[START]
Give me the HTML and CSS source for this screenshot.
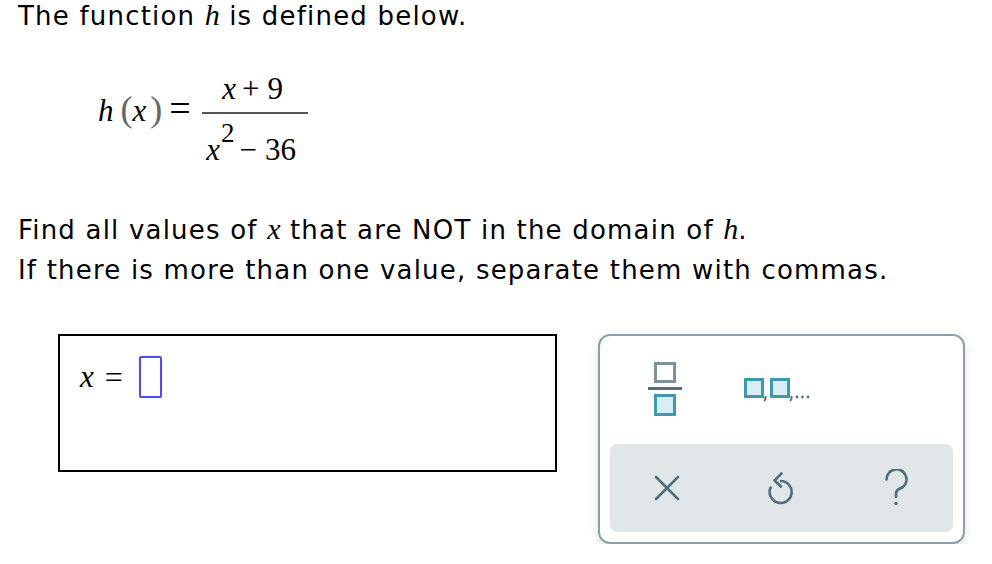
FILE: index.html
```html
<!DOCTYPE html>
<html>
<head>
<meta charset="utf-8">
<link rel="stylesheet" href="styles.css">
</head>
<body>
<div class="page">
  <p class="line first">The function <span class="mv">h</span> is defined below.</p>
  <div class="equation">
    <span class="lhs"><span class="mi">h</span><span class="paren lp">(</span><span class="mi">x</span><span class="paren rp">)</span></span>
    <span class="eq">=</span>
    <span class="frac">
      <span class="num"><span class="mi">x</span><span class="op">+</span>9</span>
      <span class="den"><span class="mi">x</span><span class="sup">2</span><span class="op">−</span>36</span>
    </span>
  </div>
  <p class="line">Find all values of <span class="mv">x</span> that are NOT in the domain of <span class="mv">h</span>.</p>
  <p class="line">If there is more than one value, separate them with commas.</p>
  <div class="work">
    <div class="answer">
      <span class="ax">x</span><span class="aeq">=</span><span class="slot"></span>
    </div>
    <div class="pad">
      <div class="tools">
        <button class="tool frac-btn" aria-label="fraction">
          <svg width="36" height="56" viewBox="0 0 36 56">
            <rect x="7.5" y="1.5" width="19" height="18" fill="#fff" stroke="#7b939d" stroke-width="3"/>
            <rect x="0" y="25" width="34" height="3" fill="#56707c"/>
            <rect x="7.5" y="33.5" width="19" height="19" fill="#d6edf3" stroke="#3f98b0" stroke-width="3"/>
          </svg>
        </button>
        <button class="tool list-btn" aria-label="list">
          <svg width="76" height="30" viewBox="0 0 76 30">
            <rect x="1.5" y="1.5" width="17" height="17" fill="#d6edf3" stroke="#3f98b0" stroke-width="3"/>
            <path d="M21.5 18 L21.5 20 Q21.5 22 20 23" stroke="#56707c" stroke-width="2" fill="none"/>
            <rect x="27.5" y="1.5" width="17" height="17" fill="#d6edf3" stroke="#3f98b0" stroke-width="3"/>
            <path d="M47.5 18 L47.5 20 Q47.5 22 46 23" stroke="#56707c" stroke-width="2" fill="none"/>
            <circle cx="53" cy="19" r="1.4" fill="#56707c"/>
            <circle cx="58.5" cy="19" r="1.4" fill="#56707c"/>
            <circle cx="64" cy="19" r="1.4" fill="#56707c"/>
          </svg>
        </button>
      </div>
      <div class="actions">
        <button class="act" aria-label="clear">
          <svg width="26" height="26" viewBox="0 0 26 26"><path d="M2 2 L24 24 M24 2 L2 24" stroke="#4f6e7c" stroke-width="2.6" stroke-linecap="round"/></svg>
        </button>
        <button class="act" aria-label="undo">
          <svg width="28" height="34" viewBox="0 0 28 34"><path d="M3.6 16.5 A11 11 0 1 0 14 10" stroke="#4f6e7c" stroke-width="2.6" fill="none" stroke-linecap="round"/><path d="M14.5 2.5 L7.5 9.5 L14 15.5" stroke="#4f6e7c" stroke-width="2.6" fill="none" stroke-linecap="round" stroke-linejoin="round"/></svg>
        </button>
        <button class="act" aria-label="help">
          <svg width="26" height="38" viewBox="0 0 26 38"><path d="M3.5 10.5 A10 10 0 1 1 16 20 Q13 21.5 13 25 L13 28" stroke="#4f6e7c" stroke-width="2.6" fill="none" stroke-linecap="round"/><circle cx="13" cy="34.5" r="1.8" fill="#4f6e7c"/></svg>
        </button>
      </div>
    </div>
  </div>
</div>
</body>
</html>
```
FILE: styles.css
```css
* { box-sizing: border-box; }
body {
  margin: 0;
  background: #fff;
  font-family: "DejaVu Sans", Verdana, sans-serif;
  color: #000;
}
.page {
  padding: 1px 0 0 18px;
}
.line {
  margin: 0;
  font-size: 26px;
  letter-spacing: 1.2px;
  line-height: 40px;
  white-space: nowrap;
}
.first {
  line-height: 30px;
}
.mv {
  font-family: "Liberation Serif", "Times New Roman", serif;
  font-style: italic;
  font-size: 30px;
  line-height: 0.9;
  letter-spacing: 0;
}
.equation {
  display: flex;
  align-items: flex-start;
  height: 179px;
  padding-left: 80px;
  font-family: "Liberation Serif", "Times New Roman", serif;
  font-size: 31px;
}
.mi { font-style: italic; }
.lhs {
  margin-top: 60px;
  line-height: 36px;
  white-space: nowrap;
}
.lhs > span { line-height: 36px; }
.paren { color: #666; font-size: 36px; }
.lp { margin-left: 7px; }
.rp { margin-left: 4px; }
.eq {
  font-size: 38px;
  line-height: 38px;
  margin: 58px 11px 0 7px;
}
.frac {
  width: 106px;
  margin-top: 43px;
  display: flex;
  flex-direction: column;
  align-items: stretch;
}
.num {
  text-align: center;
  line-height: 30px;
  height: 38px;
  padding-right: 4px;
  white-space: nowrap;
}
.den {
  border-top: 2px solid #555;
  text-align: center;
  line-height: 30px;
  padding: 19px 7px 0 0;
  white-space: nowrap;
}
.sup {
  font-size: 27px;
  line-height: 0;
  vertical-align: 18px;
  margin-left: 1px;
}
.num .op { margin: 0 8px 0 6px; }
.den .op { margin: 0 8px 0 5px; }
.work {
  display: flex;
  align-items: flex-start;
  margin-top: 44px;
  padding-left: 40px;
}
.answer {
  width: 499px;
  height: 138px;
  border: 2px solid #000;
  display: flex;
  align-items: flex-start;
  padding: 20px 0 0 20px;
  font-family: "Liberation Serif", "Times New Roman", serif;
  font-size: 31px;
}
.ax { font-style: italic; line-height: 42px; }
.aeq { margin: 0 16px 0 11px; line-height: 42px; font-size: 32px; }
.slot {
  width: 23px;
  height: 42px;
  border: 2px solid #4e4ef0;
  border-radius: 2px;
  box-shadow: 0 0 1px rgba(80, 80, 240, 0.6);
}
.pad {
  width: 367px;
  height: 210px;
  margin-left: 41px;
  border: 2px solid #8aa0a9;
  border-radius: 12px;
  box-shadow: 0 4px 8px rgba(120, 140, 150, 0.25);
  padding: 9px 10px 10px 10px;
  display: flex;
  flex-direction: column;
}
.tools {
  display: flex;
  align-items: flex-start;
  height: 99px;
}
.tool {
  background: none;
  border: 0;
  padding: 0;
  margin: 0;
}
.frac-btn { margin: 17px 0 0 38px; }
.list-btn { margin: 33px 0 0 60px; }
.actions {
  flex: 1;
  background: #e1e6e9;
  border-radius: 7px;
  display: flex;
  align-items: center;
  justify-content: space-around;
}
.act {
  background: none;
  border: 0;
  padding: 0;
  display: flex;
  width: 70px;
  justify-content: center;
}
```
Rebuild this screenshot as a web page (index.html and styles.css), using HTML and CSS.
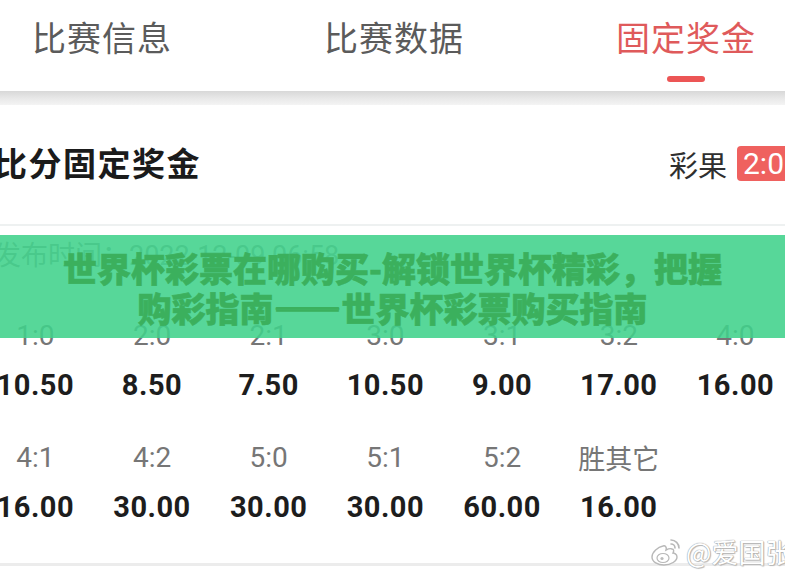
[END]
Your task: Repeat the entries exactly and keep the pictures out of the copy.

The solution:
Give me the HTML and CSS source for this screenshot.
FILE: index.html
```html
<!DOCTYPE html>
<html>
<head>
<meta charset="utf-8">
<link rel="stylesheet" href="styles.css">
</head>
<body>
<div class="page">
  <p class="line first">The function <span class="mv">h</span> is defined below.</p>
  <div class="equation">
    <span class="lhs"><span class="mi">h</span><span class="paren lp">(</span><span class="mi">x</span><span class="paren rp">)</span></span>
    <span class="eq">=</span>
    <span class="frac">
      <span class="num"><span class="mi">x</span><span class="op">+</span>9</span>
      <span class="den"><span class="mi">x</span><span class="sup">2</span><span class="op">−</span>36</span>
    </span>
  </div>
  <p class="line">Find all values of <span class="mv">x</span> that are NOT in the domain of <span class="mv">h</span>.</p>
  <p class="line">If there is more than one value, separate them with commas.</p>
  <div class="work">
    <div class="answer">
      <span class="ax">x</span><span class="aeq">=</span><span class="slot"></span>
    </div>
    <div class="pad">
      <div class="tools">
        <button class="tool frac-btn" aria-label="fraction">
          <svg width="36" height="56" viewBox="0 0 36 56">
            <rect x="7.5" y="1.5" width="19" height="18" fill="#fff" stroke="#7b939d" stroke-width="3"/>
            <rect x="0" y="25" width="34" height="3" fill="#56707c"/>
            <rect x="7.5" y="33.5" width="19" height="19" fill="#d6edf3" stroke="#3f98b0" stroke-width="3"/>
          </svg>
        </button>
        <button class="tool list-btn" aria-label="list">
          <svg width="76" height="30" viewBox="0 0 76 30">
            <rect x="1.5" y="1.5" width="17" height="17" fill="#d6edf3" stroke="#3f98b0" stroke-width="3"/>
            <path d="M21.5 18 L21.5 20 Q21.5 22 20 23" stroke="#56707c" stroke-width="2" fill="none"/>
            <rect x="27.5" y="1.5" width="17" height="17" fill="#d6edf3" stroke="#3f98b0" stroke-width="3"/>
            <path d="M47.5 18 L47.5 20 Q47.5 22 46 23" stroke="#56707c" stroke-width="2" fill="none"/>
            <circle cx="53" cy="19" r="1.4" fill="#56707c"/>
            <circle cx="58.5" cy="19" r="1.4" fill="#56707c"/>
            <circle cx="64" cy="19" r="1.4" fill="#56707c"/>
          </svg>
        </button>
      </div>
      <div class="actions">
        <button class="act" aria-label="clear">
          <svg width="26" height="26" viewBox="0 0 26 26"><path d="M2 2 L24 24 M24 2 L2 24" stroke="#4f6e7c" stroke-width="2.6" stroke-linecap="round"/></svg>
        </button>
        <button class="act" aria-label="undo">
          <svg width="28" height="34" viewBox="0 0 28 34"><path d="M3.6 16.5 A11 11 0 1 0 14 10" stroke="#4f6e7c" stroke-width="2.6" fill="none" stroke-linecap="round"/><path d="M14.5 2.5 L7.5 9.5 L14 15.5" stroke="#4f6e7c" stroke-width="2.6" fill="none" stroke-linecap="round" stroke-linejoin="round"/></svg>
        </button>
        <button class="act" aria-label="help">
          <svg width="26" height="38" viewBox="0 0 26 38"><path d="M3.5 10.5 A10 10 0 1 1 16 20 Q13 21.5 13 25 L13 28" stroke="#4f6e7c" stroke-width="2.6" fill="none" stroke-linecap="round"/><circle cx="13" cy="34.5" r="1.8" fill="#4f6e7c"/></svg>
        </button>
      </div>
    </div>
  </div>
</div>
</body>
</html>
```
FILE: styles.css
```css
* { box-sizing: border-box; }
body {
  margin: 0;
  background: #fff;
  font-family: "DejaVu Sans", Verdana, sans-serif;
  color: #000;
}
.page {
  padding: 1px 0 0 18px;
}
.line {
  margin: 0;
  font-size: 26px;
  letter-spacing: 1.2px;
  line-height: 40px;
  white-space: nowrap;
}
.first {
  line-height: 30px;
}
.mv {
  font-family: "Liberation Serif", "Times New Roman", serif;
  font-style: italic;
  font-size: 30px;
  line-height: 0.9;
  letter-spacing: 0;
}
.equation {
  display: flex;
  align-items: flex-start;
  height: 179px;
  padding-left: 80px;
  font-family: "Liberation Serif", "Times New Roman", serif;
  font-size: 31px;
}
.mi { font-style: italic; }
.lhs {
  margin-top: 60px;
  line-height: 36px;
  white-space: nowrap;
}
.lhs > span { line-height: 36px; }
.paren { color: #666; font-size: 36px; }
.lp { margin-left: 7px; }
.rp { margin-left: 4px; }
.eq {
  font-size: 38px;
  line-height: 38px;
  margin: 58px 11px 0 7px;
}
.frac {
  width: 106px;
  margin-top: 43px;
  display: flex;
  flex-direction: column;
  align-items: stretch;
}
.num {
  text-align: center;
  line-height: 30px;
  height: 38px;
  padding-right: 4px;
  white-space: nowrap;
}
.den {
  border-top: 2px solid #555;
  text-align: center;
  line-height: 30px;
  padding: 19px 7px 0 0;
  white-space: nowrap;
}
.sup {
  font-size: 27px;
  line-height: 0;
  vertical-align: 18px;
  margin-left: 1px;
}
.num .op { margin: 0 8px 0 6px; }
.den .op { margin: 0 8px 0 5px; }
.work {
  display: flex;
  align-items: flex-start;
  margin-top: 44px;
  padding-left: 40px;
}
.answer {
  width: 499px;
  height: 138px;
  border: 2px solid #000;
  display: flex;
  align-items: flex-start;
  padding: 20px 0 0 20px;
  font-family: "Liberation Serif", "Times New Roman", serif;
  font-size: 31px;
}
.ax { font-style: italic; line-height: 42px; }
.aeq { margin: 0 16px 0 11px; line-height: 42px; font-size: 32px; }
.slot {
  width: 23px;
  height: 42px;
  border: 2px solid #4e4ef0;
  border-radius: 2px;
  box-shadow: 0 0 1px rgba(80, 80, 240, 0.6);
}
.pad {
  width: 367px;
  height: 210px;
  margin-left: 41px;
  border: 2px solid #8aa0a9;
  border-radius: 12px;
  box-shadow: 0 4px 8px rgba(120, 140, 150, 0.25);
  padding: 9px 10px 10px 10px;
  display: flex;
  flex-direction: column;
}
.tools {
  display: flex;
  align-items: flex-start;
  height: 99px;
}
.tool {
  background: none;
  border: 0;
  padding: 0;
  margin: 0;
}
.frac-btn { margin: 17px 0 0 38px; }
.list-btn { margin: 33px 0 0 60px; }
.actions {
  flex: 1;
  background: #e1e6e9;
  border-radius: 7px;
  display: flex;
  align-items: center;
  justify-content: space-around;
}
.act {
  background: none;
  border: 0;
  padding: 0;
  display: flex;
  width: 70px;
  justify-content: center;
}
```
Rebuild this screenshot as a web page (index.html and styles.css), using HTML and CSS.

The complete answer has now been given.